[Pages as source code]

##########

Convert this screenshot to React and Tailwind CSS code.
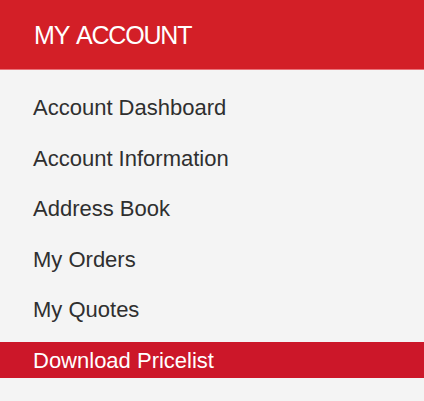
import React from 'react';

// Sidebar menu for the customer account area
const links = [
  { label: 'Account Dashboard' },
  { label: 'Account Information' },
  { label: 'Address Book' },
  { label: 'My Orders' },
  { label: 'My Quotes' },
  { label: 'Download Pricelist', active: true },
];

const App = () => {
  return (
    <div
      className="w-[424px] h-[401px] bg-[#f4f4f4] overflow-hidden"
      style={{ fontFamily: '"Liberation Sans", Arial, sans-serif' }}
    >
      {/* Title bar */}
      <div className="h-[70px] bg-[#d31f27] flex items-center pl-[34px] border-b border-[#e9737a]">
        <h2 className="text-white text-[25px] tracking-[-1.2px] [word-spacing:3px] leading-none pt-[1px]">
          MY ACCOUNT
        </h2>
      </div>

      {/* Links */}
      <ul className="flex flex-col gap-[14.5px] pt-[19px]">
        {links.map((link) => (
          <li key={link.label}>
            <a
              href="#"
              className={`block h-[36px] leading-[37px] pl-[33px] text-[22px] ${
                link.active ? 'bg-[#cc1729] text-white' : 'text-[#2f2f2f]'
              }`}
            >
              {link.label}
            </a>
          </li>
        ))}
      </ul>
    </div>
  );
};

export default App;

##########

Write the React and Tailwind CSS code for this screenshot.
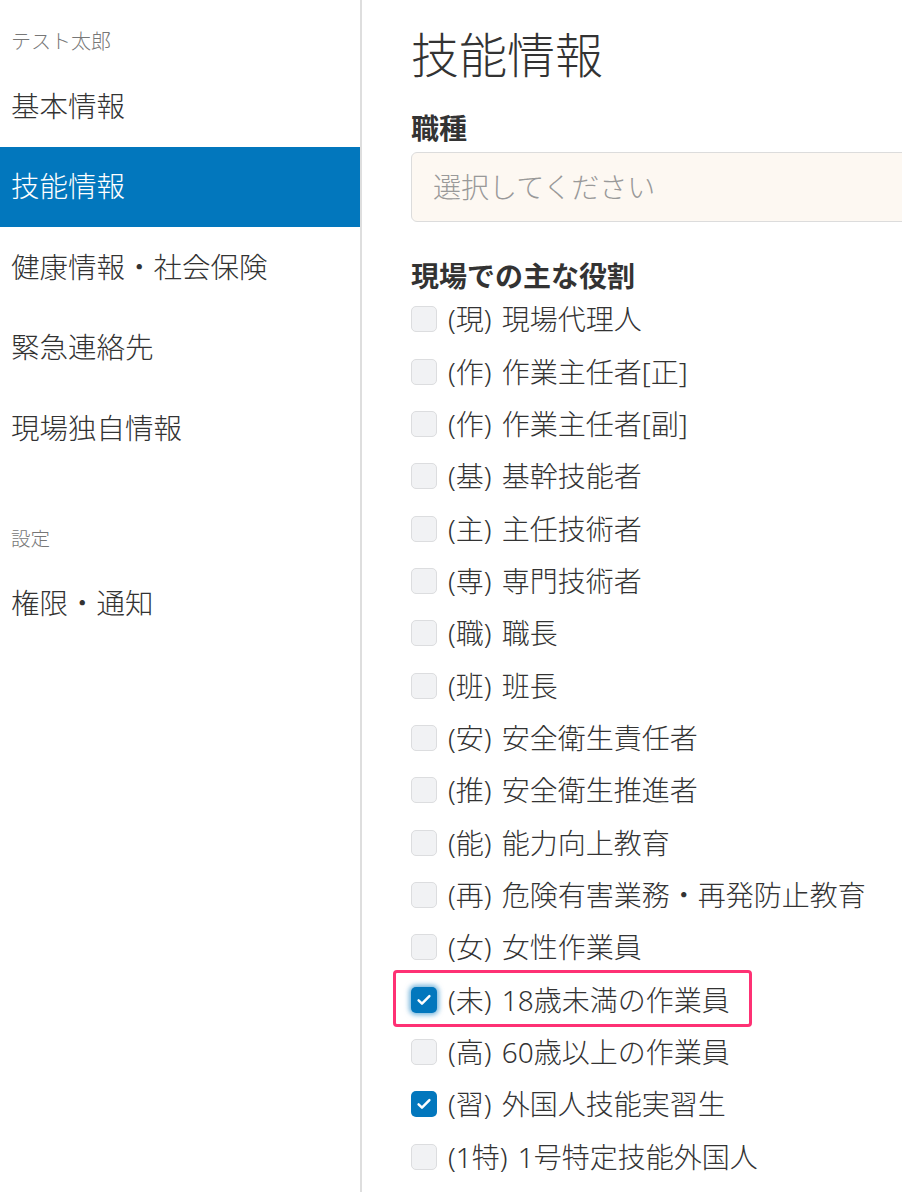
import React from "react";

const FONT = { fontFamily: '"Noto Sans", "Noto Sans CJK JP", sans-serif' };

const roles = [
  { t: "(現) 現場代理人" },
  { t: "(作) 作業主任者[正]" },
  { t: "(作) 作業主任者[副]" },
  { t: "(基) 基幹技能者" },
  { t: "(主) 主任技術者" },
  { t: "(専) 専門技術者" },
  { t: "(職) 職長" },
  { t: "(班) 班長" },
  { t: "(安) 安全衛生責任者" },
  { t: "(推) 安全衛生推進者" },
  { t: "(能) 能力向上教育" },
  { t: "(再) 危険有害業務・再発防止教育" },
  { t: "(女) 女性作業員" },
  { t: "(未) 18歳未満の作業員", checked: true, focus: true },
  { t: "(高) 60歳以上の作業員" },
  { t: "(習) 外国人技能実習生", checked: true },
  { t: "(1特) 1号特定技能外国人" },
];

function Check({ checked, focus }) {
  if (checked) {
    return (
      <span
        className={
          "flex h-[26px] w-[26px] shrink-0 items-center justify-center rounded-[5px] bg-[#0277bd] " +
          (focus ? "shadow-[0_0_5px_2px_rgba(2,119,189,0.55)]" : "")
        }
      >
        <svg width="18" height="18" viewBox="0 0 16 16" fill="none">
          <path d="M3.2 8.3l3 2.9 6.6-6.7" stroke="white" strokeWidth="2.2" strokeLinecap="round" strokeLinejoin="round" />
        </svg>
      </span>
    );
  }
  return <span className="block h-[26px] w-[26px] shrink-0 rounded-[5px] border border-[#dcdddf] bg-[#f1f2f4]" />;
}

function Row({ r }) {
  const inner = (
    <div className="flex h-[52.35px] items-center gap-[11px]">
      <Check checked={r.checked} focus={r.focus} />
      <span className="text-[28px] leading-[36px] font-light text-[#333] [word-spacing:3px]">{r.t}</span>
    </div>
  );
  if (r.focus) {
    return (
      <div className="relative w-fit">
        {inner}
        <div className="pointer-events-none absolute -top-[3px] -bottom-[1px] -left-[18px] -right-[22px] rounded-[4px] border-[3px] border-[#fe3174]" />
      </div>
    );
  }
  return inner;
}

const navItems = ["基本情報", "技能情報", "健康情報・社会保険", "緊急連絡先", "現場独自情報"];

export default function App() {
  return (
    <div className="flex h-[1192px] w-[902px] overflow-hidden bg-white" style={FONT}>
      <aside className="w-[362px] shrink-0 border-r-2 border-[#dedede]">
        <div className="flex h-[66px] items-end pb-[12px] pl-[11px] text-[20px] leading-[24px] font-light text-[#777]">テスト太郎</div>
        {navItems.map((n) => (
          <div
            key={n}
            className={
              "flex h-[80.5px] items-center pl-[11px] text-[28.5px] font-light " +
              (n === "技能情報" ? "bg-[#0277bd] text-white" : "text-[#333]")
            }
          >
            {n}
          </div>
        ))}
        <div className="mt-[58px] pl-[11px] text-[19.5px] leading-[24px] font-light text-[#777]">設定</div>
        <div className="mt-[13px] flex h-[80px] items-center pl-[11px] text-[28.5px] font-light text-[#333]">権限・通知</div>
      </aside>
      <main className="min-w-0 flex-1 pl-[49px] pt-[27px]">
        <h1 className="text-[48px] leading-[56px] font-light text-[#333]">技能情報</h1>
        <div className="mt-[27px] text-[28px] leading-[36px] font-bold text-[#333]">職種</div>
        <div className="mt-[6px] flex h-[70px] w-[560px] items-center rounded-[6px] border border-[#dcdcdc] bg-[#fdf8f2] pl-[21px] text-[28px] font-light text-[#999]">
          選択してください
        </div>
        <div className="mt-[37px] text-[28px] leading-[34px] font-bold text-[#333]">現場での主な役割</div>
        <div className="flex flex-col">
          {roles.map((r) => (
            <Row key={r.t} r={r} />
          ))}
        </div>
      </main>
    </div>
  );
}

##########

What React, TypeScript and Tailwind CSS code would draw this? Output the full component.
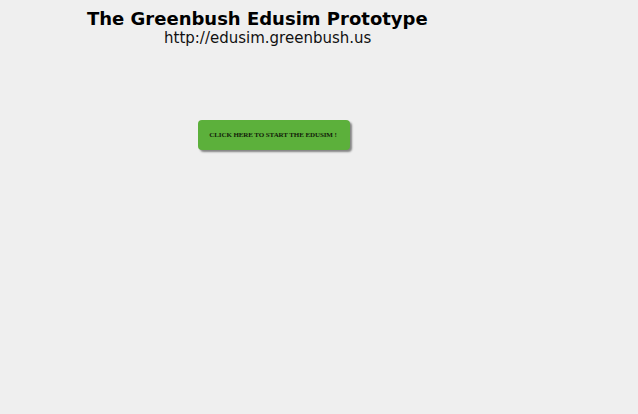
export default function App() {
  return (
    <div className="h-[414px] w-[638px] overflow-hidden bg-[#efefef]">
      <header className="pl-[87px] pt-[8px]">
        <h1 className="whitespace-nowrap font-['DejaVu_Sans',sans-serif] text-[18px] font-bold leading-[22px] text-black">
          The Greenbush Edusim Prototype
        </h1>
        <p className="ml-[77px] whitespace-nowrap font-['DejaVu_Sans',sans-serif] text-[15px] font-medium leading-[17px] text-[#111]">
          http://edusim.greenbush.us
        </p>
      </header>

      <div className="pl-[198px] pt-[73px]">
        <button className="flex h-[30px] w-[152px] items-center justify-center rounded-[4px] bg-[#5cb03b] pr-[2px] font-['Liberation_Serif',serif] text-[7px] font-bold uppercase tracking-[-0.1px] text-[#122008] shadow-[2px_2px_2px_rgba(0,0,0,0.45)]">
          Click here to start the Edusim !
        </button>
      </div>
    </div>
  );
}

##########

» **Given task**: From the listing above, repeat only the lines between the line containing "Convert this screenshot" and the line containing "export default App;", those two included. Pictures are not part of the copy.

» **Full output**:
Convert this screenshot to React and Tailwind CSS code.
import React from 'react';

// Sidebar menu for the customer account area
const links = [
  { label: 'Account Dashboard' },
  { label: 'Account Information' },
  { label: 'Address Book' },
  { label: 'My Orders' },
  { label: 'My Quotes' },
  { label: 'Download Pricelist', active: true },
];

const App = () => {
  return (
    <div
      className="w-[424px] h-[401px] bg-[#f4f4f4] overflow-hidden"
      style={{ fontFamily: '"Liberation Sans", Arial, sans-serif' }}
    >
      {/* Title bar */}
      <div className="h-[70px] bg-[#d31f27] flex items-center pl-[34px] border-b border-[#e9737a]">
        <h2 className="text-white text-[25px] tracking-[-1.2px] [word-spacing:3px] leading-none pt-[1px]">
          MY ACCOUNT
        </h2>
      </div>

      {/* Links */}
      <ul className="flex flex-col gap-[14.5px] pt-[19px]">
        {links.map((link) => (
          <li key={link.label}>
            <a
              href="#"
              className={`block h-[36px] leading-[37px] pl-[33px] text-[22px] ${
                link.active ? 'bg-[#cc1729] text-white' : 'text-[#2f2f2f]'
              }`}
            >
              {link.label}
            </a>
          </li>
        ))}
      </ul>
    </div>
  );
};

export default App;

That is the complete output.